Code that builds pages
start
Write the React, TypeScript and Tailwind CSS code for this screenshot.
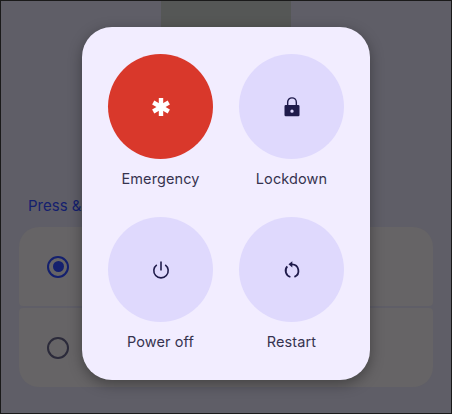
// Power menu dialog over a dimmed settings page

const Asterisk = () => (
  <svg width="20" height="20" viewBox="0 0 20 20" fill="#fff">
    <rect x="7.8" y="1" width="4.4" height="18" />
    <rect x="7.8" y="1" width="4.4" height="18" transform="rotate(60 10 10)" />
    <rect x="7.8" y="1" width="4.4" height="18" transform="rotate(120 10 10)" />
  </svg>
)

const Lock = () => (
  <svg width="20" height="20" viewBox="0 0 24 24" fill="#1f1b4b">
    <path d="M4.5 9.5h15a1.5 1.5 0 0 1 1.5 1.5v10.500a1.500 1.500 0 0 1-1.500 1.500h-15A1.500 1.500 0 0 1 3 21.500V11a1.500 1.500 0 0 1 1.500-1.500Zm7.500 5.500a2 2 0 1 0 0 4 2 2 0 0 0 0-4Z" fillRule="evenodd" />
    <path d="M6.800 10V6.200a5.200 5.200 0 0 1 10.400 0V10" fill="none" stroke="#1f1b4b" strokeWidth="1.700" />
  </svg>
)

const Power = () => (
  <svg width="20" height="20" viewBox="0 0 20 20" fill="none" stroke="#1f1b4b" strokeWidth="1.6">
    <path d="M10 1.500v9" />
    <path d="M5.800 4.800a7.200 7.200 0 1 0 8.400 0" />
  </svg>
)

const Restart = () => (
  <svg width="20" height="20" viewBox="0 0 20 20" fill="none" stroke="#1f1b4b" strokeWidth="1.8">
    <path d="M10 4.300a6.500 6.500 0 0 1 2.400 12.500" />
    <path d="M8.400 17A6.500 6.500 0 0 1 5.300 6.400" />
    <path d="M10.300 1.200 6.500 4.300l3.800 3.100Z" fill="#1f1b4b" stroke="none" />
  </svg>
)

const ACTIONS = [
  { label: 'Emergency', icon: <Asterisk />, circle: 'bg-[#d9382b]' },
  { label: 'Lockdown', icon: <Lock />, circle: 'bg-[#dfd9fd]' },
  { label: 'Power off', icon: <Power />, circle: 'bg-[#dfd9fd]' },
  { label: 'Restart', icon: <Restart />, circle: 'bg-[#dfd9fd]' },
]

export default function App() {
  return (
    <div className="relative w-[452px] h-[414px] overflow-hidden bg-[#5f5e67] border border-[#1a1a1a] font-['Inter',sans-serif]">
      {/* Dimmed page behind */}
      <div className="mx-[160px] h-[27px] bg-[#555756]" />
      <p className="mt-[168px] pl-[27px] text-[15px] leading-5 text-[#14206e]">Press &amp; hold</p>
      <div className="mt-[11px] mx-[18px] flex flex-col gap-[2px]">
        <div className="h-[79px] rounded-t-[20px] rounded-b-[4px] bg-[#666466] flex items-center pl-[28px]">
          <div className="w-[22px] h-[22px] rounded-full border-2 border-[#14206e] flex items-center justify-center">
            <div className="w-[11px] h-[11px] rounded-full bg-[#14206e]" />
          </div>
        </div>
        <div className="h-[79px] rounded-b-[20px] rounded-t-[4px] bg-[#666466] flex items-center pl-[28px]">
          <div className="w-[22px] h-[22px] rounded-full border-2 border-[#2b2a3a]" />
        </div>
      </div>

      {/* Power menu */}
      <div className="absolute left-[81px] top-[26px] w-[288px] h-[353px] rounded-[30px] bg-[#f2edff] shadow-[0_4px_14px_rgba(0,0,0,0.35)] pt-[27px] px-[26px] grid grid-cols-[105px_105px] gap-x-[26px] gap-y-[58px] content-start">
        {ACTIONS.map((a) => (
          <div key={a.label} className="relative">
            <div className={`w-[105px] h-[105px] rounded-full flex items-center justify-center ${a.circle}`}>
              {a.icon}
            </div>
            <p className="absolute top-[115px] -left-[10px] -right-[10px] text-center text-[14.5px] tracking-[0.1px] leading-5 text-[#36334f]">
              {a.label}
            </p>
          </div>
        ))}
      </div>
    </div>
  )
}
end
start
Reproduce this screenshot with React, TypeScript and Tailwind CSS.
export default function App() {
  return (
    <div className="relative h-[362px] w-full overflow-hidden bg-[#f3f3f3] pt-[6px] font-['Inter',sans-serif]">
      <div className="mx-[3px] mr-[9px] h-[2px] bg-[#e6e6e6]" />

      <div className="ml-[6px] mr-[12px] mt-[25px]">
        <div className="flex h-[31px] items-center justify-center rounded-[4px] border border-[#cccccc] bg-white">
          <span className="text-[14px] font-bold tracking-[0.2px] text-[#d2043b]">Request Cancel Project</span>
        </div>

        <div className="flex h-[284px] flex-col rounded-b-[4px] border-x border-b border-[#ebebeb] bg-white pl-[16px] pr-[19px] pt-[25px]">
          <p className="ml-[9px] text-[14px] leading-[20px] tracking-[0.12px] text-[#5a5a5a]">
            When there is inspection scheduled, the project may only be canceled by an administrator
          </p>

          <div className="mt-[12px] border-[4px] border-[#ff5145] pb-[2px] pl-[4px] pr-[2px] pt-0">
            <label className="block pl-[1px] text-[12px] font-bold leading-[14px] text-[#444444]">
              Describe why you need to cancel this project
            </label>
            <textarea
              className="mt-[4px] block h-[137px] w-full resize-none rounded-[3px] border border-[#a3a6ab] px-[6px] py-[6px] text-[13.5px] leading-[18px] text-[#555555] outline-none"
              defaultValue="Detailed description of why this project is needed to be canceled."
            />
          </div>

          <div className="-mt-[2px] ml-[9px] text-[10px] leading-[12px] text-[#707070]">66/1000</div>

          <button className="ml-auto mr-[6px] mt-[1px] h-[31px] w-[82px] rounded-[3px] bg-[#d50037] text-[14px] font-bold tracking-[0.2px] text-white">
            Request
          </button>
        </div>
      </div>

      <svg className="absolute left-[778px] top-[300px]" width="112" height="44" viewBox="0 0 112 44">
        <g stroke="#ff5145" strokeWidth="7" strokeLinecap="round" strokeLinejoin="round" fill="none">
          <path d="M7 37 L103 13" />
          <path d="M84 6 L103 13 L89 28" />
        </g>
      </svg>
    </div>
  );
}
end
## SHORT EXERCISE:
Repeat exactly the lines above, from the line that contains "Write the React, TypeScript" down through the line that contains "dimmed settings page". Include both of those lines and none of the pictures.

## REPLY TO THE EXERCISE:
Write the React, TypeScript and Tailwind CSS code for this screenshot.
// Power menu dialog over a dimmed settings page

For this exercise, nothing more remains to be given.